I feel like the memory of my son's 1st birthday is tainted with the the site in my mind of my mother and I "having words" while us and others were trying to clean up after the party. She said to me with a not some nice tone in her voice that there had not been a picture taken with her and the king. Fire instantly shot through me cause I remember having taking several pictures of her and him before his party even started. I looked at her and said " well lets take a picture then" I was a little irritated cause I was tired. I had put this whole thing together and made all the cakes, food and now someone wants to complain about a picture not being taken. It took a lot out of me to just walk away but I did. ( his party was at the fire station where my hubs is vol fire fighter) I walked away in to the kitchen to finish cleaning up so all of us could leave.
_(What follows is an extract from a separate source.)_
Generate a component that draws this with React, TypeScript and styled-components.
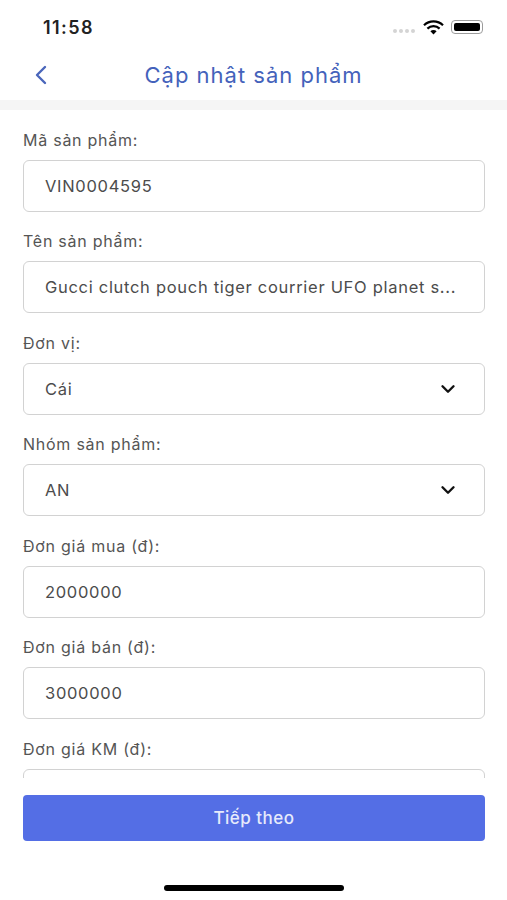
import styled, { createGlobalStyle } from 'styled-components';
import { ChevronDown, ChevronLeft } from 'lucide-react';

type Field = {
  label: string;
  value: string;
  select?: boolean;
};

const fields: Field[] = [
  { label: 'Mã sản phẩm:', value: 'VIN0004595' },
  { label: 'Tên sản phẩm:', value: 'Gucci clutch pouch tiger courrier UFO planet s...' },
  { label: 'Đơn vị:', value: 'Cái', select: true },
  { label: 'Nhóm sản phẩm:', value: 'AN', select: true },
  { label: 'Đơn giá mua (đ):', value: '2000000' },
  { label: 'Đơn giá bán (đ):', value: '3000000' },
  { label: 'Đơn giá KM (đ):', value: '' },
];

export default function App() {
  return (
    <Page>
      <GlobalStyle />
      <StatusBar>
        <Clock>11:58</Clock>
        <StatusIcons>
          <SignalDots>
            <i />
            <i />
            <i />
            <i />
          </SignalDots>
          <svg width="21" height="15" viewBox="0 0 21 15">
            <path d="M1 5.2a13.6 13.6 0 0 1 19 0" fill="none" stroke="#000" strokeWidth="2.2" />
            <path d="M4.4 8.6a8.8 8.8 0 0 1 12.2 0" fill="none" stroke="#000" strokeWidth="2.2" />
            <path d="M10.5 14.4 7.4 11.2a4.4 4.4 0 0 1 6.2 0z" fill="#000" />
          </svg>
          <Battery>
            <BatteryFill />
          </Battery>
        </StatusIcons>
      </StatusBar>
      <Header>
        <BackButton>
          <ChevronLeft size={32} strokeWidth={1.8} />
        </BackButton>
        <Title>Cập nhật sản phẩm</Title>
      </Header>
      <Band />
      <Form>
        {fields.map((f) => (
          <Group key={f.label}>
            <Label>{f.label}</Label>
            <Input>
              <span>{f.value}</span>
              {f.select && <ChevronDown size={22} strokeWidth={2.6} color="#111" />}
            </Input>
          </Group>
        ))}
      </Form>
      <Footer>
        <NextButton>Tiếp theo</NextButton>
      </Footer>
      <HomeBar />
    </Page>
  );
}

const GlobalStyle = createGlobalStyle`
  html, body {
    margin: 0;
    padding: 0;
    background: #fff;
  }
  * {
    box-sizing: border-box;
  }
`;

const Page = styled.div`
  width: 507px;
  height: 900px;
  display: flex;
  flex-direction: column;
  background: #fff;
  font-family: Inter, 'Noto Sans', sans-serif;
  overflow: hidden;
`;

const StatusBar = styled.div`
  height: 50px;
  padding: 4px 24px 0 43px;
  display: flex;
  align-items: center;
  justify-content: space-between;
`;

const Clock = styled.div`
  font-size: 18px;
  font-weight: 600;
  color: #222;
  letter-spacing: 1.4px;
`;

const StatusIcons = styled.div`
  display: flex;
  align-items: center;
  gap: 7px;
`;

const SignalDots = styled.div`
  display: flex;
  gap: 2px;
  padding-top: 7px;
  margin-right: 1px;
  i {
    width: 4px;
    height: 4px;
    border-radius: 50%;
    background: #d4d4d4;
  }
`;

const Battery = styled.div`
  width: 32px;
  height: 14px;
  padding: 2px;
  border: 1px solid #9c9c9c;
  border-radius: 4px;
`;

const BatteryFill = styled.div`
  height: 100%;
  background: #000;
  border-radius: 2px;
`;

const Header = styled.div`
  height: 50px;
  display: flex;
  align-items: center;
  justify-content: center;
  position: relative;
`;

const BackButton = styled.div`
  position: absolute;
  left: 25px;
  top: 9px;
  color: #4a66bb;
  display: flex;
`;

const Title = styled.div`
  font-size: 22px;
  color: #4462bb;
  font-weight: 400;
  letter-spacing: 1px;
`;

const Band = styled.div`
  height: 10px;
  background: #f5f5f5;
`;

const Form = styled.div`
  height: 668px;
  padding: 19.6px 22px 0 23px;
  display: flex;
  flex-direction: column;
  gap: 19.5px;
  overflow: hidden;
`;

const Group = styled.div`
  display: flex;
  flex-direction: column;
  gap: 10px;
  flex-shrink: 0;
`;

const Label = styled.div`
  font-size: 16px;
  line-height: 20px;
  color: #555;
  letter-spacing: 0.75px;
`;

const Input = styled.div`
  height: 52px;
  flex-shrink: 0;
  padding: 0 25px 0 21px;
  display: flex;
  align-items: center;
  justify-content: space-between;
  border: 1.5px solid #d2d2d2;
  border-radius: 6px;
  font-size: 16.5px;
  color: #4c4c4c;
  letter-spacing: 0.7px;
`;

const Footer = styled.div`
  padding: 17px 22px 0 23px;
`;

const NextButton = styled.div`
  height: 46px;
  display: flex;
  align-items: center;
  justify-content: center;
  background: #546ee5;
  border-radius: 4px;
  color: #e6eafb;
  font-size: 17px;
  font-weight: 500;
  letter-spacing: 0.5px;
`;

const HomeBar = styled.div`
  width: 180px;
  height: 6px;
  margin: 44px auto 0;
  background: #000;
  border-radius: 3px;
`;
There were several of my family members that we still there as well as her friend that had come with her. Next thing I know she walks into the kitchen after me tell me that we need to talk , I told her there was nothing to talk about. She asked the few ppl that were in the kitchen to leave so we could talk and so they did and I followed behind them. She followed me AGAIN! I am not one that like confrontation and I just did not want to deal with her. She then tells me that I dont need to talk to her the way I did and such. honestly I really dont remember what all was said between the two of us but the next thing I know the hubs is there and tells her this is not the time or place to be doing this. ( to me it was disrespectful to the king, this was his day , as well as to the other ppl that were still there) I walked outside and talked to a few family members that were outside that she had asked to leave from the kitchen.
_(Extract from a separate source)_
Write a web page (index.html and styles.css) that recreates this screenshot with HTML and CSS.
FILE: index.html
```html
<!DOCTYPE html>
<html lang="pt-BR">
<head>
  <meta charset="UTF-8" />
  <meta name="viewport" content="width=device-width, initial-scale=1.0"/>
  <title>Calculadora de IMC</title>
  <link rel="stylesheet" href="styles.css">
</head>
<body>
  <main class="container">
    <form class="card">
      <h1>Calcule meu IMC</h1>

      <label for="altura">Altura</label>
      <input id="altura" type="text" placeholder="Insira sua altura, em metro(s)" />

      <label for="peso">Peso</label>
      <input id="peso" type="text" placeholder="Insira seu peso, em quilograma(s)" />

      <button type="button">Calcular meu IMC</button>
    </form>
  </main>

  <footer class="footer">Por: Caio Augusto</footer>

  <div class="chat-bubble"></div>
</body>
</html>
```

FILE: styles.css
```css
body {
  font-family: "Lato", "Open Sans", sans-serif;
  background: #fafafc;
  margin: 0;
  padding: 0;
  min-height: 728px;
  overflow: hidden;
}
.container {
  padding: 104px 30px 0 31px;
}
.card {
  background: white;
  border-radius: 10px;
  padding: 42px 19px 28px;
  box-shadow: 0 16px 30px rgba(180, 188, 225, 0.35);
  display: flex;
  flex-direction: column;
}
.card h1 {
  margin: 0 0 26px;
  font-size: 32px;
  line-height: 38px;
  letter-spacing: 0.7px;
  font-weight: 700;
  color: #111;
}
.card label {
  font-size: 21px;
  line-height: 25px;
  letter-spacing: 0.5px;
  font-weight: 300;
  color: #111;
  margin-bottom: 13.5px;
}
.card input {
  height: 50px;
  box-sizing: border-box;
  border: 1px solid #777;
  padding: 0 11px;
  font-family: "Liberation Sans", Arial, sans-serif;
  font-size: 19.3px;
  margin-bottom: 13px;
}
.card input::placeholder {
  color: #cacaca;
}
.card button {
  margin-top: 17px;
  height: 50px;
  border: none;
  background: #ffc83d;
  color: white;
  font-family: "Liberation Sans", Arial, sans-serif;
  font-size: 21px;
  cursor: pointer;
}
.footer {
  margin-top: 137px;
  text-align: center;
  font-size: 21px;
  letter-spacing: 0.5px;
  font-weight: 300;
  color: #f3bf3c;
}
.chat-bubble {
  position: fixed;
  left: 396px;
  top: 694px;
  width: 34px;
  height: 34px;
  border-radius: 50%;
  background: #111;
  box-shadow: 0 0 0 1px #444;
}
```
About 15 mins later I go back into the kitchen to again finish up trying to get stuff cleaned up and she comes in there and tell me that when I want to talk like an adult then to call her. If that is how adults talk to her then I have no reason to talk to her. My friends and I dont talk to each other like how she talks to me.
Several things had bothered me before this even went down first off. I had wanted to have my wedding at the country club close to my house and she talked me into having it at the Ruritan Club down by here. I wish I had stood up to her and just had my wedding where I wanted to have it!!! Then at the wedding she was so drunk( I had a dry wedding) and she was crying her eyes out and was such an embarrassment to me! There was no need to be drunk. Anyone that knows my mom know that she is very controlling person. I had planned to just get the ballons blown up for the kings party at the local grocery store but that was not good enough for her. she would not give up about the fact that she had a small tank that she could bring with her and blow the ballons up for the party with that. I knew that that small tank would not take care of all the ballons that I had and what do you know it did not!! So now I have a bunch of ballons that have a number one of them. Then when the king was opening his presents, well me and the hubs were helping him. She stood behind me the whole time controlling the whole thing. I am well over the age of 18 and do not need my mothers help with everything. We still have not talked and it has been well over a week. I have prayed so much about this and had wondered should I call her but I dont want to talk to her, I feel like there is nothing to say. I was right. I walked away, she is the one that kept coming after me!!! UGH I have been in such a rut and it was starting to show in how I was treating the hubs. I was getting so short with him today and that is not like me. I love my mom dearly but I think she needs to work on her and heal her hurt and anger and then her and I can move on with our relationship. I pray for her everyday that the lord will work in her life and she will turn her life back over to the Lord! I know no matter what that I have the best little boy and hubs that anyone could ask for. Im looking forward to the day that when I think back to the kings birthday that I dont think about what also happened after his party!!!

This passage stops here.